PITY the poor portly soul, in his jeans and replica shirt, who got down on his knees on the centre circle at half-time to propose to his girlfriend.

Not only had he shelved his Yorkshire pudding, roast beef and mash potato for this. But, also dressed in jeans and club attire, she just happened to say ‘yes’.

And he’ll have had to have either knocked up his own tea or paid for the takeaway as they scurried away.

‘A scrappy game’ is how Tony Pulis saw it. He was being immeasurably kind.

‘Hard fought’ was Mick McCarthy’s view. He got that right. ‘‘There was never going to be any clever football’’, he said. And quite rightly, Stephen Hawking is not known for his keepy-ups.

And yet if God had wanted football to be played this way then Bill Shankly, Matt Busby, even Stan Cullis, might have put some money into German embryonic research between the wars and tried to develop seven-foot giants with strong necks.

The groundsman had little need to use his mower. The grass could have been waist-high for all that it mattered.

The final whistle came as a blessed relief to another bumper crowd at Molineux and also probably the ball which had been white with blue patterns before kick-off but was nearing black and blue under a fierce pounding.

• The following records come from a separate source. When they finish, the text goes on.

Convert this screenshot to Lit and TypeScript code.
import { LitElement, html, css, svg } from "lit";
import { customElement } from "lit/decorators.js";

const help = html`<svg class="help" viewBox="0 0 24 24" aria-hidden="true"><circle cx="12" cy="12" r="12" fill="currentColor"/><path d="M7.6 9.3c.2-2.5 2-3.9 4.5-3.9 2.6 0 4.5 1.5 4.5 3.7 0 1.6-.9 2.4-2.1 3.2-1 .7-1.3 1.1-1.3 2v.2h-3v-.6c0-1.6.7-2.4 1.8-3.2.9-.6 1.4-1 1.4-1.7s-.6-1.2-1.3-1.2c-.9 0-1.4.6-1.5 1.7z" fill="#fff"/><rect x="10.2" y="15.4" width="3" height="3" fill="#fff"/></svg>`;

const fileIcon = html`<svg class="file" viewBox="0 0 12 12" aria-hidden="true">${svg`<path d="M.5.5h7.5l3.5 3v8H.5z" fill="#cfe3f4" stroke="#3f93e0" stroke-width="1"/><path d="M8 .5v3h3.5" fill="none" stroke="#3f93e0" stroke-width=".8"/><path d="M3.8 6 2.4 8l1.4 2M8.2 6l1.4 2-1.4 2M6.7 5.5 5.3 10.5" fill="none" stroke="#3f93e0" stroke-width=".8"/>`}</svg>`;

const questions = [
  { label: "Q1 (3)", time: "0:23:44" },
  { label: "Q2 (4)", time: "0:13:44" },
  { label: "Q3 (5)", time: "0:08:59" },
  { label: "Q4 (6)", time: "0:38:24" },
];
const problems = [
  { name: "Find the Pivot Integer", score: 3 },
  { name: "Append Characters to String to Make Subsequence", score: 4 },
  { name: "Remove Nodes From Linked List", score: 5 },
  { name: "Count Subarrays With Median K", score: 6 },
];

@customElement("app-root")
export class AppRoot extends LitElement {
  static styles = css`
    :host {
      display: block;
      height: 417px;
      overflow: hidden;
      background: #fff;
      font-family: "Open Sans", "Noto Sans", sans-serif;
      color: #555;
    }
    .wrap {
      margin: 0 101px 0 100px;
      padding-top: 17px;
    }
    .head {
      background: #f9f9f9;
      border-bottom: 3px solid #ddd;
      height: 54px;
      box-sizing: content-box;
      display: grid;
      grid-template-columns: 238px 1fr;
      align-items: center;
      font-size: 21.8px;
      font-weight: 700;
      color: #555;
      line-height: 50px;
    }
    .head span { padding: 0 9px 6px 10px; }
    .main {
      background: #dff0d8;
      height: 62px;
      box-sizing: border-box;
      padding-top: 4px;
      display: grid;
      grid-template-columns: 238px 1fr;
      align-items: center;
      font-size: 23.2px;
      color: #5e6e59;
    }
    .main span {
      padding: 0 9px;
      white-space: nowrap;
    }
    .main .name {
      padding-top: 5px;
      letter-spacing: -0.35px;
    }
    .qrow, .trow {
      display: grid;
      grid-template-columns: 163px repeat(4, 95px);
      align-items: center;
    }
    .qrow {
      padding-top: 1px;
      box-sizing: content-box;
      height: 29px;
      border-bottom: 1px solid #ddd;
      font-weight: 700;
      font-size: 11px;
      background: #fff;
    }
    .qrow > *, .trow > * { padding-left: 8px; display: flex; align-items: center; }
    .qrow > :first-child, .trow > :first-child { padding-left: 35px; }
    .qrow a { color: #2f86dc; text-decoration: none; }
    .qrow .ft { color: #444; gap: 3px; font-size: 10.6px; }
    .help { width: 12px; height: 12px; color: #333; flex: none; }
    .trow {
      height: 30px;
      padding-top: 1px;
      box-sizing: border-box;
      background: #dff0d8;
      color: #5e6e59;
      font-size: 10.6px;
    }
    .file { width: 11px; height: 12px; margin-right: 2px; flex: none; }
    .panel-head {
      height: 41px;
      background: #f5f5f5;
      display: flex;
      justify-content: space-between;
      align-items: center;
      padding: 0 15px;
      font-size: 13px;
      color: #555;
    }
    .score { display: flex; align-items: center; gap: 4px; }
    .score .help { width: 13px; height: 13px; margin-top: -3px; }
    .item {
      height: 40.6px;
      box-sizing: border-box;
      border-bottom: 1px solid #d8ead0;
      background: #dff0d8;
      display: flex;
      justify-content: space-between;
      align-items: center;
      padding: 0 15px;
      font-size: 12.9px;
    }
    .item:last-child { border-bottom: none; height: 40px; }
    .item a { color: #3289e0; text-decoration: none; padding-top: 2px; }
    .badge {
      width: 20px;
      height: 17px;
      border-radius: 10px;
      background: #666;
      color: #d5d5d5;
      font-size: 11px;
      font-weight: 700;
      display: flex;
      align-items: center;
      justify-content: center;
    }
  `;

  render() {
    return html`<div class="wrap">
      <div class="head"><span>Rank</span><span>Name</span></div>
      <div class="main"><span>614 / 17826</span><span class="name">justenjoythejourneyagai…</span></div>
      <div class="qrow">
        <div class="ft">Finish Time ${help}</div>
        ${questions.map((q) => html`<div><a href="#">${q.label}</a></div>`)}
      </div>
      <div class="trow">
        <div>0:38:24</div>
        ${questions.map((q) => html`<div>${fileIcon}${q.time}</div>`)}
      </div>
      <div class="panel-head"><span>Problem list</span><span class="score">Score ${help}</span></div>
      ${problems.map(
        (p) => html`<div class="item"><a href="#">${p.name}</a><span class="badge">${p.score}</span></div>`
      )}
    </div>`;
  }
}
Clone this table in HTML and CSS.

Kevin Doyle saw the funny side admitting he had enjoyed watching set-pieces for 90 minutes from the other end of the pitch.

But who can blame Stoke? As safe as houses and until the law makers say that throw-ins must be under-arm why change?

As for Wolves, the sight of McCarthy shaking hands with every one of the 22 players as they left the field said it all.

George Elokobi even got a little hug. Thomas Sorensen managed a chat to the bargain.

McCarthy had good reason to be chuffed with the point as he knows Wolves are almost there, six points clear of the bottom three.

David Jones’ memorable strike in the 1-0 victory against Tottenham may be their only goal in the last 760 minutes (12 hours and 40 minutes) of Premier League home football.

But the points are racking up.

And there was just the glimmer of more than a point when, on 89 minutes, Kevin Foley showed neat chest control on the edge of the area and hooked a left-foot volley which sailed barely a foot wide of the far post with Sorensen stranded.

Ninety-four minutes had elapsed when Nenad Milijas hit a 30-yard free-kick straight at Sorensen, who spilled it upwards, and slightly behind his body. Momentarily the North Bank sucked in air.